Gabriel García Márquez: Memory and Magical Logic
One Hundred Years of Solitude defies linear time. Generations repeat names, history circles back on itself, and magical events sit beside ordinary ones. Yet the novel never feels random. Márquez keeps a firm internal consistency: magical occurrences follow the same surreal logic throughout. Readers never doubt that a rain of yellow flowers or an ascension into heaven belongs in Macondo.
Takeaway: Even the most fantastical stories demand rules. Magical realism works because the “magic” is applied consistently, with the same gravity as the real.
Jesmyn Ward: Names, Place, and Lineage
In Sing, Unburied, Sing, Ward grounds readers in a Mississippi family stretched across generations. Ghosts appear, voices echo, but the grounding in names, places, and relationships ensures clarity. The web of kin — Jojo, Leonie, Pop — holds steady even when the narrative shifts between the living and the dead.
Takeaway: If your story traverses multiple voices or generations, keep the anchors of names and place fixed. Let those constants carry readers across shifting perspectives.
Arundhati Roy: Precision in Chaos
The God of Small Things unfolds with a fractured chronology. Past and present bleed together; revelations arrive out of order. What keeps readers from losing their way is Roy’s meticulous consistency with motifs and detail. A spilled drink, a river crossing, a family secret — each reappears unchanged until it reaches its devastating conclusion.
Takeaway: Even in nonlinear storytelling, details must recur with fidelity. If a blue Plymouth appears in chapter one, it should not become a red Ambassador in chapter twelve. Consistency is the anchor in narrative experimentation.
Building Your Own Toolkit
Style Sheet: A living document that tracks spelling, names, places, and choices of capitalization. (Is it “gray” or “grey”? “Mother” or “Mama”?)
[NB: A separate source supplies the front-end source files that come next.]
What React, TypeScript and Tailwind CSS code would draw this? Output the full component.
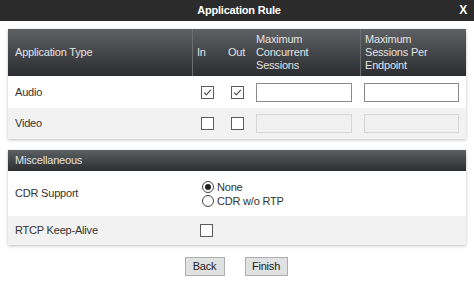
import React from 'react';

function Check({ checked }: { checked?: boolean }) {
  return (
    <span className="inline-flex w-[13px] h-[13px] border border-[#5c5c5c] bg-white items-center justify-center">
      {checked && (
        <svg width="11" height="11" viewBox="0 0 11 11">
          <path d="M2.2 5.6 L4.4 7.8 L8.8 2.8" fill="none" stroke="#3a3a3a" strokeWidth="1.1" />
        </svg>
      )}
    </span>
  );
}

function Radio({ checked }: { checked?: boolean }) {
  return (
    <span className="inline-flex w-[12px] h-[12px] rounded-full border border-[#444] bg-white items-center justify-center">
      {checked && <span className="w-[6px] h-[6px] rounded-full bg-[#222]" />}
    </span>
  );
}

const headerBg = 'bg-gradient-to-b from-[#5e6164] to-[#2b2d30] text-[#e2e2e2]';

export default function App() {
  return (
    <div
      className="w-[474px] h-[289px] bg-white text-[#333] text-[11px] leading-[13px] tracking-[-0.2px] overflow-hidden"
      style={{ fontFamily: '"Liberation Sans", Arial, sans-serif' }}
    >
      <div className="h-[21px] bg-[#2b2b2b] text-white font-bold flex items-center relative">
        <div className="flex-1 text-center pl-[4px]">Application Rule</div>
        <div className="absolute right-[7px] top-[4px] text-[12px]">X</div>
      </div>

      <div className="mt-[8px] mx-[8px] shadow-[0_1px_3px_rgba(0,0,0,0.25)]">
        <div className={`flex h-[47px] ${headerBg}`}>
          <div className="w-[184px] pl-[7px] flex items-center">Application Type</div>
          <div className="w-[30px] pl-[4px] flex items-center border-l border-[#6a6d70]">In</div>
          <div className="w-[30px] pl-[6px] flex items-center">Out</div>
          <div className="w-[108px] pl-[4px] flex items-center">
            Maximum<br />Concurrent<br />Sessions
          </div>
          <div className="flex-1 pl-[4px] flex items-center border-l border-[#6a6d70]">
            Maximum<br />Sessions Per<br />Endpoint
          </div>
        </div>
        <div className="flex h-[32px] items-center bg-white">
          <div className="w-[184px] pl-[7px]">Audio</div>
          <div className="w-[30px] flex justify-center"><Check checked /></div>
          <div className="w-[30px] flex justify-center"><Check checked /></div>
          <div className="w-[108px] pl-[4px]">
            <div className="w-[96px] h-[19px] border border-[#8a8a8a] bg-white" />
          </div>
          <div className="flex-1 pl-[4px]">
            <div className="w-[95px] h-[19px] border border-[#8a8a8a] bg-white" />
          </div>
        </div>
        <div className="flex h-[31px] items-center bg-[#f2f2f2]">
          <div className="w-[184px] pl-[7px]">Video</div>
          <div className="w-[30px] flex justify-center"><Check /></div>
          <div className="w-[30px] flex justify-center"><Check /></div>
          <div className="w-[108px] pl-[4px]">
            <div className="w-[96px] h-[19px] border border-[#d6d6d6] bg-[#f0f0f0]" />
          </div>
          <div className="flex-1 pl-[4px]">
            <div className="w-[95px] h-[19px] border border-[#d6d6d6] bg-[#f0f0f0]" />
          </div>
        </div>
      </div>

      <div className="mt-[11px] mx-[8px] shadow-[0_1px_3px_rgba(0,0,0,0.25)]">
        <div className={`h-[21px] flex items-center pl-[7px] ${headerBg}`}>Miscellaneous</div>
        <div className="flex h-[45px] items-center bg-white">
          <div className="w-[184px] pl-[7px]">CDR Support</div>
          <div className="pl-[10px] flex flex-col gap-[1px] pt-[1px]">
            <label className="flex items-center gap-[3px]"><Radio checked /><span>None</span></label>
            <label className="flex items-center gap-[3px]"><Radio /><span>CDR w/o RTP</span></label>
          </div>
        </div>
        <div className="flex h-[29px] items-center bg-[#f2f2f2]">
          <div className="w-[184px] pl-[7px]">RTCP Keep-Alive</div>
          <div className="pl-[8px] flex"><Check /></div>
        </div>
      </div>

      <div className="flex justify-center gap-[20px] mt-[12px] pr-[2px]">
        <button className="w-[40px] h-[19px] bg-[#e1e1e1] border border-[#adadad] text-[#222] text-[11px]">Back</button>
        <button className="w-[43px] h-[19px] bg-[#e1e1e1] border border-[#adadad] text-[#222] text-[11px]">Finish</button>
      </div>
    </div>
  );
}
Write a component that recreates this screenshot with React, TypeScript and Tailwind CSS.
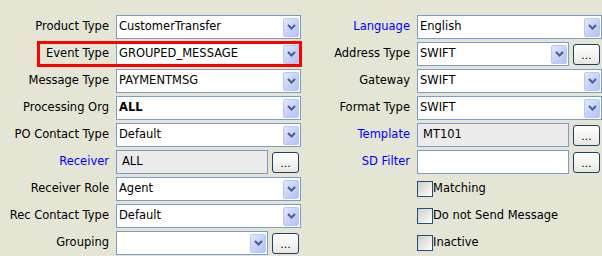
import type { ReactNode } from "react";

const FONT = "font-['DejaVu_Sans',sans-serif]";

function Chevron() {
  return (
    <svg width="9" height="6" viewBox="0 0 9 6" className="block">
      <path d="M1 1 L4.5 4.5 L8 1" fill="none" stroke="#4a5f8c" strokeWidth="2" />
    </svg>
  );
}

function ArrowButton() {
  return (
    <div className="flex h-[19px] w-[16px] items-center justify-center rounded-[2px] border border-[#b9c8f0] bg-gradient-to-br from-[#e2e8fc] via-[#c9d3fa] to-[#b3c3f2]">
      <Chevron />
    </div>
  );
}

function Combo({ value, width = "w-[185px]", bold = false }: { value: string; width?: string; bold?: boolean }) {
  return (
    <div className={`flex h-[24px] ${width} items-center border border-[#7b9ccb] bg-white pl-[2px] pr-[1px]`}>
      <span className={`flex-1 truncate text-[11.5px] text-black ${bold ? "font-bold" : ""}`}>{value}</span>
      <ArrowButton />
    </div>
  );
}

function TextBox({ value, width = "w-[152px]", grey = false }: { value: string; width?: string; grey?: boolean }) {
  return (
    <div
      className={`flex h-[24px] ${width} items-center border border-[#7b9ccb] pl-[5px] text-[11.5px] text-black ${
        grey ? "bg-[#ebebeb]" : "bg-white"
      }`}
    >
      {value}
    </div>
  );
}

function DotsButton() {
  return (
    <div className="flex h-[21px] w-[27px] items-end justify-center rounded-[3px] border border-[#1f3f6b] bg-gradient-to-b from-white to-[#e8e8e2] pb-[3px] text-[11px] leading-none text-black">
      ...
    </div>
  );
}

function Row({ label, blue = false, children }: { label: string; blue?: boolean; children: ReactNode }) {
  return (
    <div className="flex h-[24px] items-center">
      <div className={`w-[110px] pr-[1px] text-right text-[11.5px] ${blue ? "text-[#0000ff]" : "text-black"}`}>{label}</div>
      <div className="ml-[6px] flex items-center gap-[4px]">{children}</div>
    </div>
  );
}

function Check({ label }: { label: string }) {
  return (
    <div className="flex h-[24px] items-center pl-[116px]">
      <div className="h-[16px] w-[16px] border border-[#1c5180] bg-gradient-to-br from-[#cfcfc8] via-[#e6e6e2] to-white" />
      <span className="text-[11.5px] text-black">{label}</span>
    </div>
  );
}

export default function App() {
  return (
    <div className={`h-[256px] w-[602px] bg-[#e4e5d5] pt-[15px] ${FONT}`}>
      <div className="flex">
        <div className="flex w-[301px] flex-col gap-[3px]">
          <Row label="Product Type">
            <Combo value="CustomerTransfer" />
          </Row>
          <div className="relative">
            <Row label="Event Type">
              <Combo value="GROUPED_MESSAGE" />
            </Row>
            <div className="pointer-events-none absolute -top-[1px] -bottom-[1px] left-[37px] -right-[1px] border-[3px] border-[#ff0000]" />
          </div>
          <Row label="Message Type">
            <Combo value="PAYMENTMSG" />
          </Row>
          <Row label="Processing Org">
            <Combo value="ALL" bold />
          </Row>
          <Row label="PO Contact Type">
            <Combo value="Default" />
          </Row>
          <Row label="Receiver" blue>
            <TextBox value="ALL" grey />
            <DotsButton />
          </Row>
          <Row label="Receiver Role">
            <Combo value="Agent" />
          </Row>
          <Row label="Rec Contact Type">
            <Combo value="Default" />
          </Row>
          <Row label="Grouping">
            <Combo value="" width="w-[152px]" />
            <DotsButton />
          </Row>
        </div>
        <div className="flex w-[301px] flex-col gap-[3px]">
          <Row label="Language" blue>
            <Combo value="English" />
          </Row>
          <Row label="Address Type">
            <Combo value="SWIFT" width="w-[152px]" />
            <DotsButton />
          </Row>
          <Row label="Gateway">
            <Combo value="SWIFT" />
          </Row>
          <Row label="Format Type">
            <Combo value="SWIFT" />
          </Row>
          <Row label="Template" blue>
            <TextBox value="MT101" grey />
            <DotsButton />
          </Row>
          <Row label="SD Filter" blue>
            <TextBox value="" />
            <DotsButton />
          </Row>
          <Check label="Matching" />
          <Check label="Do not Send Message" />
          <Check label="Inactive" />
        </div>
      </div>
    </div>
  );
}
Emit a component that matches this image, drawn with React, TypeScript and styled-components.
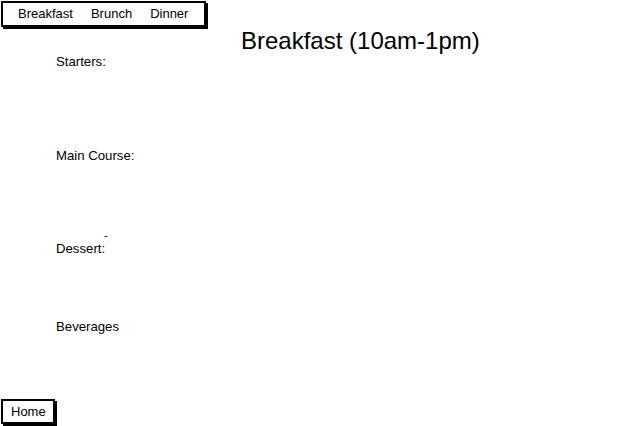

Timeline: A chart that aligns events so pregnancies last nine months, not twelve; wars don’t last three weeks in one chapter and three years in another.
Continuity Notes: A simple list of what characters know and when. Did your detective already learn the suspect’s name? Don’t let them “discover” it twice.
Emotional Map: Track how grief, joy, or rage evolves. Characters should not leapfrog emotions unless the narrative explains why.
Conclusion
Consistency doesn’t draw attention to itself, and that’s the point. It’s what allows readers to sink into the story without stumbling. Writers like Erdrich, Butler, Adichie, Márquez, Ward, and Roy remind us that trust is built not just on beauty, but on reliability.
Think of consistency as stage lighting. If it’s done right, no one notices. But without it, the play collapses into shadow.